In determining whether a genuine issue of material fact exists, the court views the facts and draws all reasonable inferences in the light most favorable to the nonmoving party. Glynn v. EDO Corp., 710 F.3d 209, 213 (4th Cir. 2013) (citing Bonds v. Leavitt, 629 F.3d 369, 380 (4th Cir. 2011)). "A genuine issue of material fact exists if "there is sufficient evidence favoring the nonmoving party for a jury to return a verdict for that party." Res. Bankshares Corp. v. St. Paul Mercury Ins. Co., 407 F.3d 631, 635 (4th Cir. 2005) (quoting Anderson, 477 U.S. at 249). Thus, "to grant summary judgment the [c]ourt must determine that no reasonable jury could find for the nonmoving party on the evidence before it." Moss v. Parks Corp., 985 F.2d 736, 738 (4th Cir. 1993) (quoting Perini Corp. v. Perini Constr., Inc., 915 F.2d 121, 124 (4th Cir. 1990)).

B. Defendant's Motion for Summary Judgment

In its Motion, Defendant seeks summary judgment on Count I and Count II of Plaintiff's Complaint. The Court will address each Count in turn.

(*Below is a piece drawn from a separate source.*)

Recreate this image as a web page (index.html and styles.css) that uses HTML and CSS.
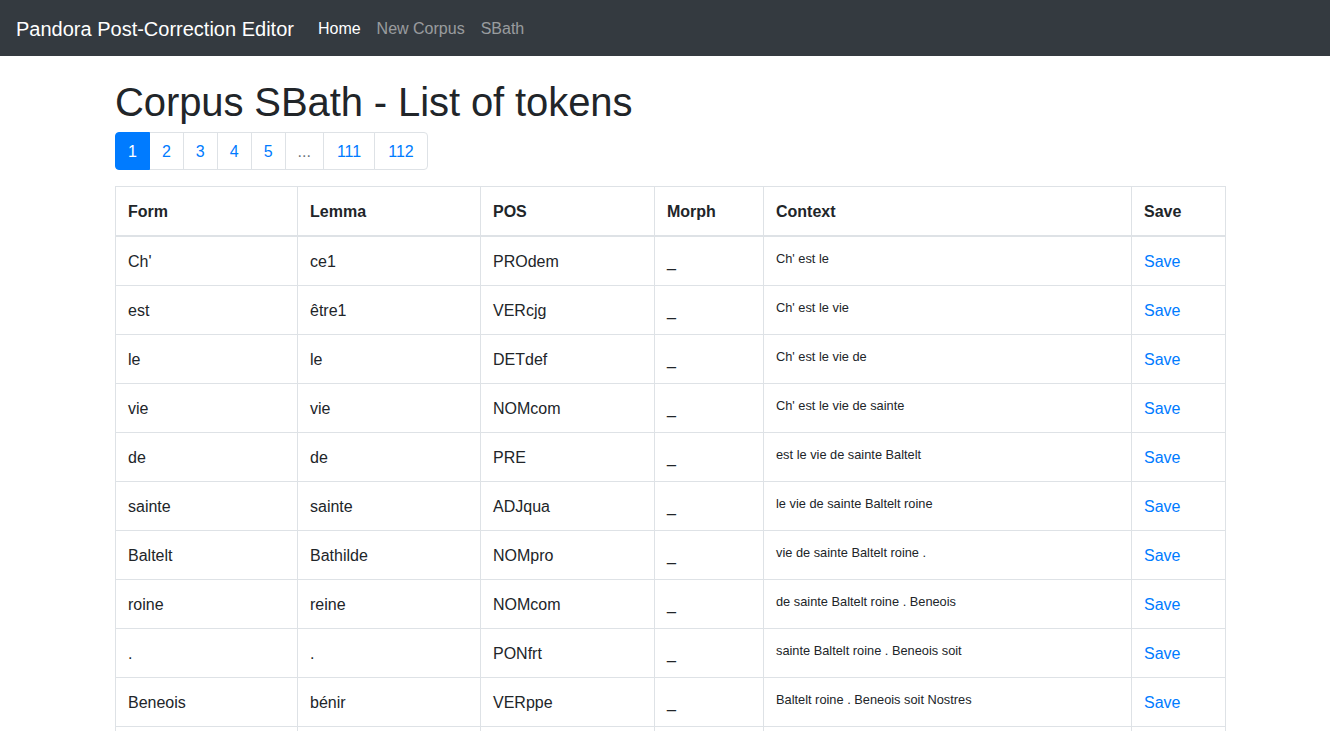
FILE: index.html
```html
<!DOCTYPE html>
<html lang="en">
<head>
<meta charset="utf-8">
<title>Pandora Post-Correction Editor</title>
<link rel="stylesheet" href="styles.css">
</head>
<body>
<nav class="navbar">
  <a class="brand" href="#">Pandora Post-Correction Editor</a>
  <ul class="nav">
    <li><a class="nav-link active" href="#">Home</a></li>
    <li><a class="nav-link" href="#">New Corpus</a></li>
    <li><a class="nav-link" href="#">SBath</a></li>
  </ul>
</nav>
<main class="container">
  <h1 class="title">Corpus SBath - List of tokens</h1>
  <ul class="pagination">
    <li class="page-item active"><a class="page-link" href="#">1</a></li>
    <li class="page-item"><a class="page-link" href="#">2</a></li>
    <li class="page-item"><a class="page-link" href="#">3</a></li>
    <li class="page-item"><a class="page-link" href="#">4</a></li>
    <li class="page-item"><a class="page-link" href="#">5</a></li>
    <li class="page-item disabled"><span class="page-link">...</span></li>
    <li class="page-item"><a class="page-link wide" href="#">111</a></li>
    <li class="page-item"><a class="page-link wide" href="#">112</a></li>
  </ul>
  <table class="table">
    <colgroup>
      <col class="c-form"><col class="c-lemma"><col class="c-pos"><col class="c-morph"><col class="c-context"><col class="c-save">
    </colgroup>
    <thead>
      <tr><th>Form</th><th>Lemma</th><th>POS</th><th>Morph</th><th>Context</th><th>Save</th></tr>
    </thead>
    <tbody>
      <tr><td>Ch'</td><td>ce1</td><td>PROdem</td><td>_</td><td><div class="context">Ch' est le</div></td><td><a class="save" href="#">Save</a></td></tr>
      <tr><td>est</td><td>être1</td><td>VERcjg</td><td>_</td><td><div class="context">Ch' est le vie</div></td><td><a class="save" href="#">Save</a></td></tr>
      <tr><td>le</td><td>le</td><td>DETdef</td><td>_</td><td><div class="context">Ch' est le vie de</div></td><td><a class="save" href="#">Save</a></td></tr>
      <tr><td>vie</td><td>vie</td><td>NOMcom</td><td>_</td><td><div class="context">Ch' est le vie de sainte</div></td><td><a class="save" href="#">Save</a></td></tr>
      <tr><td>de</td><td>de</td><td>PRE</td><td>_</td><td><div class="context">est le vie de sainte Baltelt</div></td><td><a class="save" href="#">Save</a></td></tr>
      <tr><td>sainte</td><td>sainte</td><td>ADJqua</td><td>_</td><td><div class="context">le vie de sainte Baltelt roine</div></td><td><a class="save" href="#">Save</a></td></tr>
      <tr><td>Baltelt</td><td>Bathilde</td><td>NOMpro</td><td>_</td><td><div class="context">vie de sainte Baltelt roine .</div></td><td><a class="save" href="#">Save</a></td></tr>
      <tr><td>roine</td><td>reine</td><td>NOMcom</td><td>_</td><td><div class="context">de sainte Baltelt roine . Beneois</div></td><td><a class="save" href="#">Save</a></td></tr>
      <tr><td>.</td><td>.</td><td>PONfrt</td><td>_</td><td><div class="context">sainte Baltelt roine . Beneois soit</div></td><td><a class="save" href="#">Save</a></td></tr>
      <tr><td>Beneois</td><td>bénir</td><td>VERppe</td><td>_</td><td><div class="context">Baltelt roine . Beneois soit Nostres</div></td><td><a class="save" href="#">Save</a></td></tr>
      <tr><td>soit</td><td>être1</td><td>VERcjg</td><td>_</td><td><div class="context">roine . Beneois soit Nostres Sires</div></td><td><a class="save" href="#">Save</a></td></tr>
      <tr><td>Nostres</td><td>notre</td><td>DETpos</td><td>_</td><td><div class="context">. Beneois soit Nostres Sires ,</div></td><td><a class="save" href="#">Save</a></td></tr>
    </tbody>
  </table>
</main>
</body>
</html>
```
FILE: styles.css
```css
* { box-sizing: border-box; }

html, body {
  margin: 0;
  padding: 0;
}

body {
  font-family: "Liberation Sans", Arial, sans-serif;
  font-size: 16px;
  line-height: 1.5;
  color: #212529;
  background: #fff;
}

a { text-decoration: none; }

.navbar {
  display: flex;
  align-items: center;
  height: 56px;
  padding: 8px 16px;
  background: #343a40;
}

.brand {
  font-size: 20px;
  line-height: 30px;
  color: #fff;
  margin-right: 16px;
  padding: 6px 0 4px;
}

.nav {
  display: flex;
  list-style: none;
  margin: 0;
  padding: 0;
}

.nav-link {
  display: block;
  padding: 9px 8px 7px;
  color: rgba(255, 255, 255, 0.5);
}

.nav-link.active { color: #fff; }

.container {
  width: 1110px;
  margin-left: 115px;
  padding-top: 20px;
}

.title {
  margin: 0 0 6px;
  padding-top: 2px;
  font-size: 40px;
  font-weight: 500;
  line-height: 1.2;
  letter-spacing: -0.1px;
}

.pagination {
  display: flex;
  list-style: none;
  padding: 0;
  margin: 0 0 16px;
}

.page-link {
  display: block;
  padding: 9px 12px 7px;
  line-height: 20px;
  margin-left: -1px;
  color: #007bff;
  background: #fff;
  border: 1px solid #dee2e6;
}

.page-link.wide {
  padding-left: 13px;
  padding-right: 13px;
}

.page-item:first-child .page-link {
  margin-left: 0;
  border-top-left-radius: 4px;
  border-bottom-left-radius: 4px;
}

.page-item:last-child .page-link {
  border-top-right-radius: 4px;
  border-bottom-right-radius: 4px;
}

.page-item.active .page-link {
  color: #fff;
  background: #007bff;
  border-color: #007bff;
  position: relative;
  z-index: 1;
}

.page-item.disabled .page-link { color: #6c757d; }

.table {
  width: 1110px;
  table-layout: fixed;
  border-collapse: collapse;
  margin-bottom: 16px;
}

.c-form { width: 182px; }
.c-lemma { width: 183px; }
.c-pos { width: 174px; }
.c-morph { width: 109px; }
.c-context { width: 368px; }
.c-save { width: 94px; }

.table th,
.table td {
  padding: 13px 12px 11px;
  border: 1px solid #dee2e6;
  vertical-align: top;
  text-align: left;
}

.table thead th {
  font-weight: 700;
  border-bottom: 2px solid #dee2e6;
}

.context {
  font-size: 12.8px;
  line-height: 17.2px;
}

.save { color: #007bff; }
```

1. Count I: ADA Discrimination

In Count I, Plaintiff alleges that Defendant violated Sections 102(a), (b)(1), and (b)(4) of the ADA, by firing her based on her disability. ECF No. 1 ¶ 29. Defendant argues that Plaintiff cannot establish a prima facie case because Plaintiff lacks evidence of an inference of unlawful discrimination. The Court agrees with Defendant.

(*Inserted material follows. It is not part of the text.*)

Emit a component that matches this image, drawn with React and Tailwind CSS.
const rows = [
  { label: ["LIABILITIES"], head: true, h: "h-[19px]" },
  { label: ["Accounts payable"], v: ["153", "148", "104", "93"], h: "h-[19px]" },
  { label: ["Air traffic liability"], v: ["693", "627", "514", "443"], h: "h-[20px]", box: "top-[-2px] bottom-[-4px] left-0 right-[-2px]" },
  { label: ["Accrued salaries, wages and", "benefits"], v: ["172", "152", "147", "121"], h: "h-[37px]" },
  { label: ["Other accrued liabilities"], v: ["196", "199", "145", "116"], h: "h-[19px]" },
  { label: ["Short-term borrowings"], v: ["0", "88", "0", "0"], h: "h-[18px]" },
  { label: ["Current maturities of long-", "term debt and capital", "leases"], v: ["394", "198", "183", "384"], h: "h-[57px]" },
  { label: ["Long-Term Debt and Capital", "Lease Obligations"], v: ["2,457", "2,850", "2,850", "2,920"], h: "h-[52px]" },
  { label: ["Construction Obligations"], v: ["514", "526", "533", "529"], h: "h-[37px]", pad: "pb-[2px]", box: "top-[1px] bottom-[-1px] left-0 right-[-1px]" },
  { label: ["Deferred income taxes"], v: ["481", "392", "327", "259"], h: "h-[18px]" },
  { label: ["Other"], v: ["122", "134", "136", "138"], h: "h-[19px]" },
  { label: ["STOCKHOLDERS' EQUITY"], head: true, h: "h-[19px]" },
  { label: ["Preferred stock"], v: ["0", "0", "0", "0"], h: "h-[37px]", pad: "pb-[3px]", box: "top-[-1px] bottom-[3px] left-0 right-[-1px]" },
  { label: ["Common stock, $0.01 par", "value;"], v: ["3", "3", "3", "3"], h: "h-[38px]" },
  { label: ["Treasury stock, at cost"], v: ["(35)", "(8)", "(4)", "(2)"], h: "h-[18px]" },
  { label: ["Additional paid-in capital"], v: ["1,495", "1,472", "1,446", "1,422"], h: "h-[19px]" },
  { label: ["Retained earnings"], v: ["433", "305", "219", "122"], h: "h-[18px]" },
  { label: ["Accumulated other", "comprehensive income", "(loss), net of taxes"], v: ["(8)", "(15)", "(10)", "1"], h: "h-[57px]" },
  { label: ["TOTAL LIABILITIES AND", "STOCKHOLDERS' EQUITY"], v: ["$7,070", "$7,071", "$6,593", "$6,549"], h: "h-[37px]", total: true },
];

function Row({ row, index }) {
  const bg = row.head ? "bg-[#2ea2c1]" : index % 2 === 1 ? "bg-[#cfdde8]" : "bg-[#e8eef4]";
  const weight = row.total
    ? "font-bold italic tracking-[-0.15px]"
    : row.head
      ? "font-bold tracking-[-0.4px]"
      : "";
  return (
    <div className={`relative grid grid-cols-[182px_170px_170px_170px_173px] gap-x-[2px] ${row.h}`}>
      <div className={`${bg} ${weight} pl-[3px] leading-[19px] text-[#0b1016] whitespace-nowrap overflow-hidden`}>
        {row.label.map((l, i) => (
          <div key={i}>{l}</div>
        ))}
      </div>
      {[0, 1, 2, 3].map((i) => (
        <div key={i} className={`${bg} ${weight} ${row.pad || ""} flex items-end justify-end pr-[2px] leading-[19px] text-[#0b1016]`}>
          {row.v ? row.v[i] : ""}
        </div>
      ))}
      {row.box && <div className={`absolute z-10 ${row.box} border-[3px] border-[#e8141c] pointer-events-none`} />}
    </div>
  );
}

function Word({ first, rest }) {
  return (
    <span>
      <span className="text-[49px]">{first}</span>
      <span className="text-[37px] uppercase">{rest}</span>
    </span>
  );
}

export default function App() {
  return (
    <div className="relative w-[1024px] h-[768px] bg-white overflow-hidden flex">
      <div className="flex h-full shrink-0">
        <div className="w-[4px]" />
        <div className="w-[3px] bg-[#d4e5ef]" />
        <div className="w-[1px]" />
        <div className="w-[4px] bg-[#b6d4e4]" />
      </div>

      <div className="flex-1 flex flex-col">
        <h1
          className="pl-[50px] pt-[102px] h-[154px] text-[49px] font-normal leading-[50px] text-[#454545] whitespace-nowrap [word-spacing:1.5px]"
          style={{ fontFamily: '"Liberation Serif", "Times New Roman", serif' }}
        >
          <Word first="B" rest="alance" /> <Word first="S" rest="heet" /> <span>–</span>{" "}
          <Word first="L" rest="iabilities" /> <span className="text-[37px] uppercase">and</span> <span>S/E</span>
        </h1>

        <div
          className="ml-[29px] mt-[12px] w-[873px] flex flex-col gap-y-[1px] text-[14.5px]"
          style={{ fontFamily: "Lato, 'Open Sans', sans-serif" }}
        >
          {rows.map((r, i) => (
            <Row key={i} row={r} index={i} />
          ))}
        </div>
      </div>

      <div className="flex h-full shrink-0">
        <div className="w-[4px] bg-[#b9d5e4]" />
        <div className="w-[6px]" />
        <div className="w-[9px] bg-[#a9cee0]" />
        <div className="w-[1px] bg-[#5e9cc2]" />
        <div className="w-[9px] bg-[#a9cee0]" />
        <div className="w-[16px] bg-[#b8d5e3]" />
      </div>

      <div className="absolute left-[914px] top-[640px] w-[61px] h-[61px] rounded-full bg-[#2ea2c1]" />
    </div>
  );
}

Title I of the ADA forbids employers from intentionally discriminating against persons with disabilities. 42 U.S.C. § 12112(a)-(b), The plaintiff bears the burden of proving her claim by a preponderance of the evidence when alleging discrimination by termination. Equal Emp. Opportunity Comm'n v. Mfrs. and Traders Tr. Co., 429 F.Supp.3d 89, 118 (D.Md.2019). At summary judgment, there are two avenues of proof by which a plaintiff may prove intentional employment discrimination. Id. (internal citations omitted). The first avenue of proof is through "direct evidence of a stated purpose to discriminate and/or [indirect] evidence of sufficient probative force to reflect a genuine issue of material fact." Id. (internal citation omitted). The second avenue of proof is the burden-shifting framework of McDonnell Douglas....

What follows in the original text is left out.